>> Begin Information provided

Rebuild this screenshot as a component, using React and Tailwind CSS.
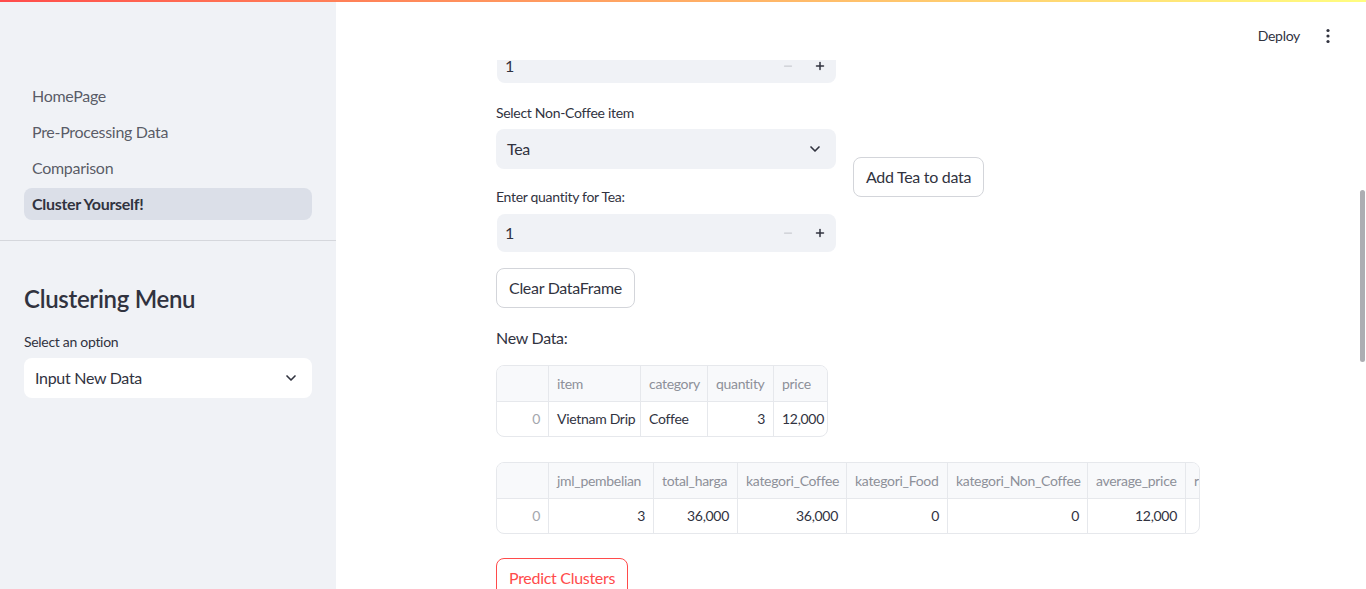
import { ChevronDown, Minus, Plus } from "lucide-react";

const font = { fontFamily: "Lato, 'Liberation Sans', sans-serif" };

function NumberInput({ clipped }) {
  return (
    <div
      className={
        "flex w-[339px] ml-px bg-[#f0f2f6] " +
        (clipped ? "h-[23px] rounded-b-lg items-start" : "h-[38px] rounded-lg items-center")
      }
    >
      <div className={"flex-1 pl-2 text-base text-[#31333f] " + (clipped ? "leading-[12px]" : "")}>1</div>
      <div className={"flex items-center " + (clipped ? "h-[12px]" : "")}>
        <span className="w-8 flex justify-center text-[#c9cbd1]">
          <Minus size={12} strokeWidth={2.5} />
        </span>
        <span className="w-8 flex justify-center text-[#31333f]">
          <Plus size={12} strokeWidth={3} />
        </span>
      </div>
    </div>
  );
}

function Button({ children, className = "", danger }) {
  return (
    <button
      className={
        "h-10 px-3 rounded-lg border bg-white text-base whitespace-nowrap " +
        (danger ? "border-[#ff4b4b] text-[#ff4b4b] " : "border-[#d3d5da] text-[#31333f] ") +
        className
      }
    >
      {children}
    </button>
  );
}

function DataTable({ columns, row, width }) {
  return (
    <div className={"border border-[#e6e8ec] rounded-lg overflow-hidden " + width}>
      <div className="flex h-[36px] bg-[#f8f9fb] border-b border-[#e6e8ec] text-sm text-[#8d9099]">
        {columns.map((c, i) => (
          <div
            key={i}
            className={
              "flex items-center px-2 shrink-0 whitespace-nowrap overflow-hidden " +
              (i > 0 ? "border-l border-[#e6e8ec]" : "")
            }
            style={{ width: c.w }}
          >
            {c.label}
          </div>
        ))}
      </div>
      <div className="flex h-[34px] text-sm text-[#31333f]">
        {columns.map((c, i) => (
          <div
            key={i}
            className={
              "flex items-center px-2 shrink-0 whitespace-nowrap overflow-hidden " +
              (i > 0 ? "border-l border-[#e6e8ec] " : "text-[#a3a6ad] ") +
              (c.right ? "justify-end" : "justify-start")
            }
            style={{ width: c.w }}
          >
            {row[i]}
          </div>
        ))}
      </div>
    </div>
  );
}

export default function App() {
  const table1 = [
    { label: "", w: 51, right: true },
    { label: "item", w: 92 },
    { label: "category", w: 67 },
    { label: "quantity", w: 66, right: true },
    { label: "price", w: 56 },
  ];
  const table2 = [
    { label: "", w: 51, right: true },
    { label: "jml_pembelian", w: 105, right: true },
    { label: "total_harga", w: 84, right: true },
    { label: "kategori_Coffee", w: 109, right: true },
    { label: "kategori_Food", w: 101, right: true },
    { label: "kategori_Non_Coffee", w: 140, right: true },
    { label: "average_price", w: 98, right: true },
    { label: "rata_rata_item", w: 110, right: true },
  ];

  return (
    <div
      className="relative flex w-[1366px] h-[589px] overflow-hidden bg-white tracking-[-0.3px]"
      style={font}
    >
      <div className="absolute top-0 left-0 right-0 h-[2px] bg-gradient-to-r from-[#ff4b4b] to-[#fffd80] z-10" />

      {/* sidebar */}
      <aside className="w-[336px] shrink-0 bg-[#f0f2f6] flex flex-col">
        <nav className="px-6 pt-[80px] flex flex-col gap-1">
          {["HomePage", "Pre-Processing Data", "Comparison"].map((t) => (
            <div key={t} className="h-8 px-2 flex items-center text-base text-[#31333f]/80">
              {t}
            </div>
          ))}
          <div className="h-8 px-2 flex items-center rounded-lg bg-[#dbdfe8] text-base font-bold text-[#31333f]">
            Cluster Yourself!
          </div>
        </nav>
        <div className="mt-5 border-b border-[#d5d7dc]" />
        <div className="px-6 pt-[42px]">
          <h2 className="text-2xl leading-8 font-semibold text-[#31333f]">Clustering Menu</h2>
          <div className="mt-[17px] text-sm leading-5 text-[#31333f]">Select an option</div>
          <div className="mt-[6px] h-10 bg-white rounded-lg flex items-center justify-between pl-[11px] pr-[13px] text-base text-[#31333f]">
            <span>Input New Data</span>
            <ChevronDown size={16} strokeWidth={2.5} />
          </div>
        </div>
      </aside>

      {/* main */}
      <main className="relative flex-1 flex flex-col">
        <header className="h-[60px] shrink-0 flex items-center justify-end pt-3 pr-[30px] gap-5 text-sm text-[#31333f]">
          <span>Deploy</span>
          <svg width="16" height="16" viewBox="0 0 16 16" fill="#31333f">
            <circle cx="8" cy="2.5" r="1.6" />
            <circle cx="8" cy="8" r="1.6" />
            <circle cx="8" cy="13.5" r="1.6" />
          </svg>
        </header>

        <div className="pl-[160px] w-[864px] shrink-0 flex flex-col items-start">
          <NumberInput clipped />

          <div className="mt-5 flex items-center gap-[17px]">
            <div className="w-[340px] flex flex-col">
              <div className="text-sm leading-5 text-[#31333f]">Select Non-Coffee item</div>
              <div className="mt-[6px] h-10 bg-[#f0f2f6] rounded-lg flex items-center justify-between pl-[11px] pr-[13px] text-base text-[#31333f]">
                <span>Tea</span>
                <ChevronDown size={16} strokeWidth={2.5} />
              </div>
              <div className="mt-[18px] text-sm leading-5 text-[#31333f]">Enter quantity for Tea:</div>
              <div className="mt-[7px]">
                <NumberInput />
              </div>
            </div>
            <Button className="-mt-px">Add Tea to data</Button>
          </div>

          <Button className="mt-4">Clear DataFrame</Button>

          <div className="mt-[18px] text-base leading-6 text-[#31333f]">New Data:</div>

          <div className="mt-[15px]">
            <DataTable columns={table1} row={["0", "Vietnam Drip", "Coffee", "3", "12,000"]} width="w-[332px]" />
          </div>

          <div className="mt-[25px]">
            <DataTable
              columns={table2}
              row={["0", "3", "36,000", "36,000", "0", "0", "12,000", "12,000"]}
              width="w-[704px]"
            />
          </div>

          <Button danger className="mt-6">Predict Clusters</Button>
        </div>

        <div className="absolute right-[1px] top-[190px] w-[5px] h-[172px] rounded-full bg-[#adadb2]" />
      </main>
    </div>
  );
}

>> End Information provided
>> Begin Information provided

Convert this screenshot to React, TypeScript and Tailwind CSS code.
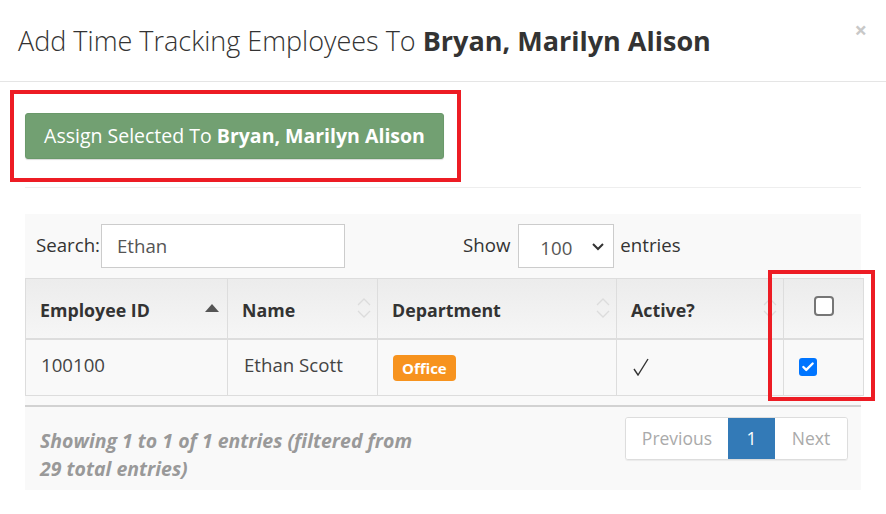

>> End Information provided

> What you will do:
Give the number of lines in the data that contain "this", with no other words.

> Answer below:
2